Your task - Return only the lines running from the line that holds "Convert this screenshot" to the line that holds "const labels = ['Left', 'Up', 'Down', 'Right', 'Target', 'Left", including both.

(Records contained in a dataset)
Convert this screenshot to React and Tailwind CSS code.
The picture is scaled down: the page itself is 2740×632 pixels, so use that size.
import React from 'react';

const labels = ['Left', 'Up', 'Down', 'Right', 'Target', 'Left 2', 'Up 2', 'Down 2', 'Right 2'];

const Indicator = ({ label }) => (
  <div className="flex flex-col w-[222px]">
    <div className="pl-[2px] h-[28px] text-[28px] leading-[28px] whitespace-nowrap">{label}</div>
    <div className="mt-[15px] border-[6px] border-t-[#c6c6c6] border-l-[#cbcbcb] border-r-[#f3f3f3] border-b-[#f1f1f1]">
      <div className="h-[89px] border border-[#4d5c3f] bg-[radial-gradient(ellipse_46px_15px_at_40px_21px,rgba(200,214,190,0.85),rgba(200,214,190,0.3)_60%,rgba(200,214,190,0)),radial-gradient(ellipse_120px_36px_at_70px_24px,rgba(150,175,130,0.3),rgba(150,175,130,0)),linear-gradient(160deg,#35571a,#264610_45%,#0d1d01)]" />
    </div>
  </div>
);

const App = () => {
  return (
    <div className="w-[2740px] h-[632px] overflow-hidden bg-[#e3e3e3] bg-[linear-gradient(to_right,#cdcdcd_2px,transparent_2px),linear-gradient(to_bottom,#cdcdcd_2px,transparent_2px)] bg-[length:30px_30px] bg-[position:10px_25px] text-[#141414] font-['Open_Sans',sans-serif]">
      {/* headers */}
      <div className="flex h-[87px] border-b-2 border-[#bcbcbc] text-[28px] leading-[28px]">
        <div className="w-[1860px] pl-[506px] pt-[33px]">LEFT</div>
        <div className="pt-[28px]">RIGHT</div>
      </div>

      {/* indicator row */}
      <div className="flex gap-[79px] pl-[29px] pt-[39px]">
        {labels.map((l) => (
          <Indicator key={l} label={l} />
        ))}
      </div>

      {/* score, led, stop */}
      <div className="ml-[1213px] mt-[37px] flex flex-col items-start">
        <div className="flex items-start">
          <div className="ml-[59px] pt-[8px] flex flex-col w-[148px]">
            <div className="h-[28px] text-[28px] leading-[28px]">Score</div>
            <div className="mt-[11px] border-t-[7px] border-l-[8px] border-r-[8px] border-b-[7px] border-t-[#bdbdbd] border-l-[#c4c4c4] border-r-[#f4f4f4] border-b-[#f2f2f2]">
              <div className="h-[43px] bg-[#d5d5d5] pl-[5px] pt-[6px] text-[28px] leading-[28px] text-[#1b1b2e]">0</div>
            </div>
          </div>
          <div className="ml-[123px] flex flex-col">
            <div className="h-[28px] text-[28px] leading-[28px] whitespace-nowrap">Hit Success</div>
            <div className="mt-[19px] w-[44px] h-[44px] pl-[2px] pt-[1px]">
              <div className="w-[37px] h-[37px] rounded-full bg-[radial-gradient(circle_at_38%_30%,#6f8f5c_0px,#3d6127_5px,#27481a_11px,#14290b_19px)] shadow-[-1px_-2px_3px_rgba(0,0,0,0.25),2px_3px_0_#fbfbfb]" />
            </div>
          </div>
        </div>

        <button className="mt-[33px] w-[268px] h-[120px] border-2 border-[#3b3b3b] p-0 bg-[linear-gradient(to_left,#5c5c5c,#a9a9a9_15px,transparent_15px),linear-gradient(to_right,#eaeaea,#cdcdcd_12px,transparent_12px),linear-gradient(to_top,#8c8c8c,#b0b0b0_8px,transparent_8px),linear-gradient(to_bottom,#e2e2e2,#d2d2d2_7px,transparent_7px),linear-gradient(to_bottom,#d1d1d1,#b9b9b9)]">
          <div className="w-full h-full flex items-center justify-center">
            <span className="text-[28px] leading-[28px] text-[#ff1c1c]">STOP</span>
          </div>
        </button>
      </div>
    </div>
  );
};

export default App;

* * *

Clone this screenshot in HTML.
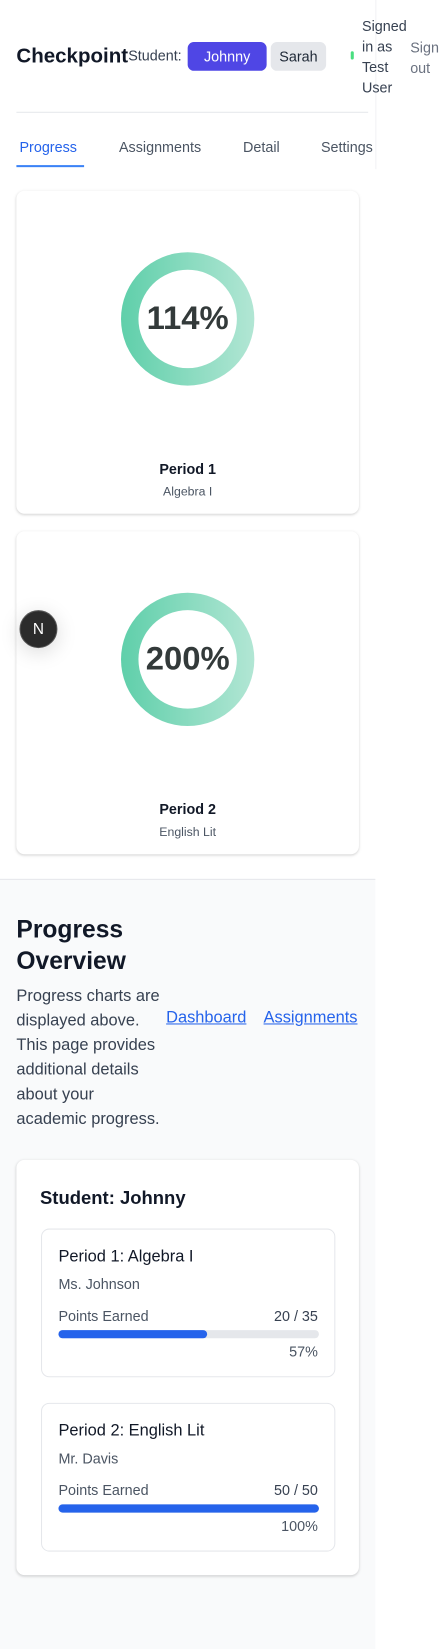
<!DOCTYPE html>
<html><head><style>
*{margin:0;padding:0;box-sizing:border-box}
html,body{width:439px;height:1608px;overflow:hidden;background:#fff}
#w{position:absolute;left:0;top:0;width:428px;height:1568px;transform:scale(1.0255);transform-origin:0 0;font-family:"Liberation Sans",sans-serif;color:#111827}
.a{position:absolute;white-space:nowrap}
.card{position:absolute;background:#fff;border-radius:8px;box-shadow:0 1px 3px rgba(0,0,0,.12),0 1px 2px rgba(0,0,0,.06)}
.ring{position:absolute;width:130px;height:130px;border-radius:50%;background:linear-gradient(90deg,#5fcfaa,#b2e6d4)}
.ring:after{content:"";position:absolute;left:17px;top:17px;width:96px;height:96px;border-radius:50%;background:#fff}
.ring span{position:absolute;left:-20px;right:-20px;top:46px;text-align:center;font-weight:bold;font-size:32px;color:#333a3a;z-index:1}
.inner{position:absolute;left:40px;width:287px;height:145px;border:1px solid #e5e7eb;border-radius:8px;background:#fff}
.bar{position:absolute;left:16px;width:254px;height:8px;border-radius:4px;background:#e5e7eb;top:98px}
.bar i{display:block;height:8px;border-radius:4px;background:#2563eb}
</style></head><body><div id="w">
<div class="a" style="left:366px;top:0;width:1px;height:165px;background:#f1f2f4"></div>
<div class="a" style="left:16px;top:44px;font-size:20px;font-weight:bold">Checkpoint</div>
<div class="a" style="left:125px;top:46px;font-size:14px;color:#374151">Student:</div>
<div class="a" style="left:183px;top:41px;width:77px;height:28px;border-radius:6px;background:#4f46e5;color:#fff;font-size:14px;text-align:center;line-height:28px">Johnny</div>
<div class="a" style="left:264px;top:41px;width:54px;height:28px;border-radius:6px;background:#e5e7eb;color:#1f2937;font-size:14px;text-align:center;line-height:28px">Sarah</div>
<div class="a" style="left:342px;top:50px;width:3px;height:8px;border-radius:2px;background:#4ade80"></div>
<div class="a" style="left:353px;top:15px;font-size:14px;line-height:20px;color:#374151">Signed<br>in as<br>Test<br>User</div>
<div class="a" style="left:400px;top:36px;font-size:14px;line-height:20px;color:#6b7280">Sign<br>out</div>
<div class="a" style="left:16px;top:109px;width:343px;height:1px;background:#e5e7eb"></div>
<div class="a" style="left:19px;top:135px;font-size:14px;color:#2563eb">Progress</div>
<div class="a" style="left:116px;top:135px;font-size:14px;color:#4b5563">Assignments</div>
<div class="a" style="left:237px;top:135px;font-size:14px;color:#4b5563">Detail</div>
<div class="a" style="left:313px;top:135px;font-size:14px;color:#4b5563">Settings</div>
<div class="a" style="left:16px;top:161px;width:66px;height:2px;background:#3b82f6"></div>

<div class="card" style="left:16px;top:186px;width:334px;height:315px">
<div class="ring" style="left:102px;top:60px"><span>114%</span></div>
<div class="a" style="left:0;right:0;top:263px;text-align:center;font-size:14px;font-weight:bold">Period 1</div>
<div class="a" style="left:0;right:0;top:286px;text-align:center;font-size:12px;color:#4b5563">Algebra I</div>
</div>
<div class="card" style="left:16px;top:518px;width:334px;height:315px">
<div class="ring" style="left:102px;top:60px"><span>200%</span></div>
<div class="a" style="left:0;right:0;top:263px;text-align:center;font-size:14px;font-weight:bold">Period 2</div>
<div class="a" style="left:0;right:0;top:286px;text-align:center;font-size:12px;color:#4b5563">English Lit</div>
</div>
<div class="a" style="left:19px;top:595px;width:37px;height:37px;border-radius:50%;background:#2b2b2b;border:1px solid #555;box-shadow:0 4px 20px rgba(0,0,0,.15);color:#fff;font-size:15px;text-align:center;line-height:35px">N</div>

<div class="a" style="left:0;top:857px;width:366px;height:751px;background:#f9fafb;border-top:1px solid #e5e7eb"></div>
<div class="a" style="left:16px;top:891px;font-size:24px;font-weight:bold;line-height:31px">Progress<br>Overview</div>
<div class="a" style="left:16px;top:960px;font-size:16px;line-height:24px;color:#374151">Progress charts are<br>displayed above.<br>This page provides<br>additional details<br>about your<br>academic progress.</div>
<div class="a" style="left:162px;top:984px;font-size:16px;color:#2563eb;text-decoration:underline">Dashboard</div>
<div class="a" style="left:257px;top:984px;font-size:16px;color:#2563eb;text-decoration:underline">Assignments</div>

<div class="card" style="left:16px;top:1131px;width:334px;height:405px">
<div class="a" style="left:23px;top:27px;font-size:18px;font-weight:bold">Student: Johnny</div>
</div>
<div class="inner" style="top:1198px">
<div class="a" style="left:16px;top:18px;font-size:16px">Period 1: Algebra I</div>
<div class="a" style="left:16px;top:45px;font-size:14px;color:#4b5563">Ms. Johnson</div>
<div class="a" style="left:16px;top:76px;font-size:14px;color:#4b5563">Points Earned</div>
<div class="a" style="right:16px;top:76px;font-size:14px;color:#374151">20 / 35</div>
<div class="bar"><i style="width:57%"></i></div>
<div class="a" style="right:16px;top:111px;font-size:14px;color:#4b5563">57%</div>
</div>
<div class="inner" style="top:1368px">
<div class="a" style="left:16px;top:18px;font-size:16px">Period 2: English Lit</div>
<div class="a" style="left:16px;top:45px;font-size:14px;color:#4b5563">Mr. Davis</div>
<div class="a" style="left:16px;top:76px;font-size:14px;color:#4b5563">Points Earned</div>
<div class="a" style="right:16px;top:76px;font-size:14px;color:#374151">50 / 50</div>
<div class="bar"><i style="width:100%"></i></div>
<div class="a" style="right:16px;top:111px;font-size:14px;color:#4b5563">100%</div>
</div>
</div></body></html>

...

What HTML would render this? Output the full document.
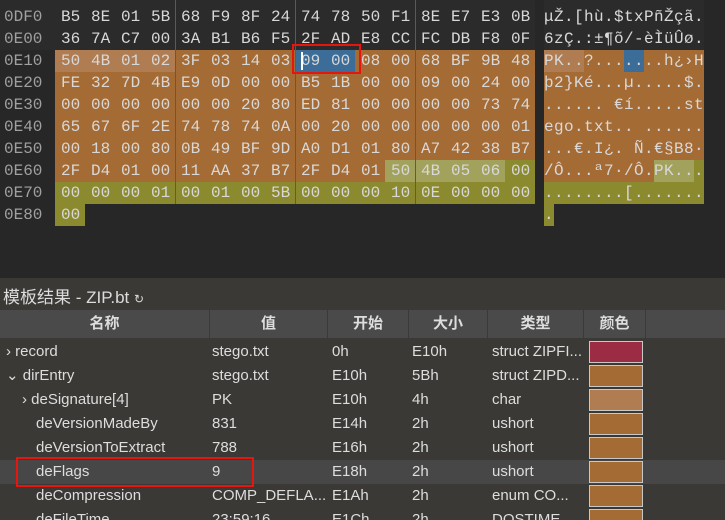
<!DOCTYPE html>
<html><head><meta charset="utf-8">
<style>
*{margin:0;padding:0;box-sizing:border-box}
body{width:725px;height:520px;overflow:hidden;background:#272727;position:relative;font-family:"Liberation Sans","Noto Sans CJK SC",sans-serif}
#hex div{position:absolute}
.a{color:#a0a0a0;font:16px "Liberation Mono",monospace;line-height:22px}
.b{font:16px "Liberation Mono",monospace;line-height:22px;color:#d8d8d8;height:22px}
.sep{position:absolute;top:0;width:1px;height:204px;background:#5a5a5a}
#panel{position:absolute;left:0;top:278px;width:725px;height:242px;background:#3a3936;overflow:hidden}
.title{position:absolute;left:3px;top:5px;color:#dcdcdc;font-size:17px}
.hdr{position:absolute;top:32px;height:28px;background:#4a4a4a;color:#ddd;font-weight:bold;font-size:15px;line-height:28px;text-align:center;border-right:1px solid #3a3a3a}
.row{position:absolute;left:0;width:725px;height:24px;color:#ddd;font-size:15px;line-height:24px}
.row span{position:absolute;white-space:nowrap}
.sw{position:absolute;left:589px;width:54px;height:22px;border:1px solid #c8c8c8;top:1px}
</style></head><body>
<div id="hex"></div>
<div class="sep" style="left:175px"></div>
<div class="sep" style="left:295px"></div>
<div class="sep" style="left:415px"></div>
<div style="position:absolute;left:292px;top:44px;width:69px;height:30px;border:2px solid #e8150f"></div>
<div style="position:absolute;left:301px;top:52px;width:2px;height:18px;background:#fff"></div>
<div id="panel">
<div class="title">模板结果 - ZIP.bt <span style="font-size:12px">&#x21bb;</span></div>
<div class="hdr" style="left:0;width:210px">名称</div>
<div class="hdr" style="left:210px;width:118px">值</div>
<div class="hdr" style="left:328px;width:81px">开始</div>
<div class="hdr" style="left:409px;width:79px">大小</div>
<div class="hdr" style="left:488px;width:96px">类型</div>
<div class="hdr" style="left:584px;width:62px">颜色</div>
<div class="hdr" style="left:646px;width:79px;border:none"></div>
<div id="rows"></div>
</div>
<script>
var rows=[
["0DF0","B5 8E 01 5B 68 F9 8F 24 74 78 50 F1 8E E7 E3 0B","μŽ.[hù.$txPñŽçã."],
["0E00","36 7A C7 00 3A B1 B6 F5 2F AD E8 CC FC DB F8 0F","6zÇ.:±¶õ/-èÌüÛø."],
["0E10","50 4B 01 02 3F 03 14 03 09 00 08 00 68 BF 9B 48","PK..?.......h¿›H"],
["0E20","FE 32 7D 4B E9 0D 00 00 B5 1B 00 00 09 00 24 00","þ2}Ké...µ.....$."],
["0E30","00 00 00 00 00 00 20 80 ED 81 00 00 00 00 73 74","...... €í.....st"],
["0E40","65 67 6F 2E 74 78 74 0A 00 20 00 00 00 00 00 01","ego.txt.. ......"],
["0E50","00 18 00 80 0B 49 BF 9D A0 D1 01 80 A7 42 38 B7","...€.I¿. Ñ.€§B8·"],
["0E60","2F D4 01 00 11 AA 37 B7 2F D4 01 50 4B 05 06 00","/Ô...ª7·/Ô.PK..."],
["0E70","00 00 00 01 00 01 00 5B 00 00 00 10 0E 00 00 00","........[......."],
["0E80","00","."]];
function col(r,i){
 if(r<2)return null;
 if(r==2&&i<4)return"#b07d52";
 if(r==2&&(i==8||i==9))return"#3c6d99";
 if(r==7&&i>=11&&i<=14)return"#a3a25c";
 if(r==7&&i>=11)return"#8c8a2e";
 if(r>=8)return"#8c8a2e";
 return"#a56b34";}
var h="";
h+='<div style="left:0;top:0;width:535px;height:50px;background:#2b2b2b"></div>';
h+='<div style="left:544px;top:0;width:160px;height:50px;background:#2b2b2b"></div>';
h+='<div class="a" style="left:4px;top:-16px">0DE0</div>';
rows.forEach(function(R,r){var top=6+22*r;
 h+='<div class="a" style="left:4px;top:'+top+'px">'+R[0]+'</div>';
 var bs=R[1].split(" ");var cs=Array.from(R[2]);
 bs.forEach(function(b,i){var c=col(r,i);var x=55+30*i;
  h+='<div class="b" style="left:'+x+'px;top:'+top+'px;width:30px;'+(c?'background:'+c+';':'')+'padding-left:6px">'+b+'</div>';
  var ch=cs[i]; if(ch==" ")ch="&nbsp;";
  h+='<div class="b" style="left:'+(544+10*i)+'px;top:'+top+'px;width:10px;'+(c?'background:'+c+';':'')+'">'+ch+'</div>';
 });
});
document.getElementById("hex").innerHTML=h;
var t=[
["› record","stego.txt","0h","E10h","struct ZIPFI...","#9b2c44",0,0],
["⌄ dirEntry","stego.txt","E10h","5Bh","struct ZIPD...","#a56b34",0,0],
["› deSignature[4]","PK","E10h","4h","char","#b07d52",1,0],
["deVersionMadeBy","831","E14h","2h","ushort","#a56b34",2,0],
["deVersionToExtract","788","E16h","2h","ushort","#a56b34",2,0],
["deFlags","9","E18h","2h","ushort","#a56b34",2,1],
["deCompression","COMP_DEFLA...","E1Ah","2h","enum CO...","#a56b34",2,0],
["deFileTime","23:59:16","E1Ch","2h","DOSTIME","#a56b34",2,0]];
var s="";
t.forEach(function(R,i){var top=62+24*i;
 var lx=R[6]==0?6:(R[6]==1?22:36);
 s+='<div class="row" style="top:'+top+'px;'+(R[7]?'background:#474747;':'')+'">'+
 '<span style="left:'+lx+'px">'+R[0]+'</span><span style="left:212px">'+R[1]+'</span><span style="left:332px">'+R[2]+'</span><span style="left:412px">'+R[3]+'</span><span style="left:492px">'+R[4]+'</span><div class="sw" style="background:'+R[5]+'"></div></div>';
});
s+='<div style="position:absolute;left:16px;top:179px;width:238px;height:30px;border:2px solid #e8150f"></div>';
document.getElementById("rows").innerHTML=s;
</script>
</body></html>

The reply -
Convert this screenshot to React and Tailwind CSS code.
The picture is scaled down: the page itself is 2740×632 pixels, so use that size.
import React from 'react';

const labels = ['Left', 'Up', 'Down', 'Right', 'Target', 'Left 2', 'Up 2', 'Down 2', 'Right 2'];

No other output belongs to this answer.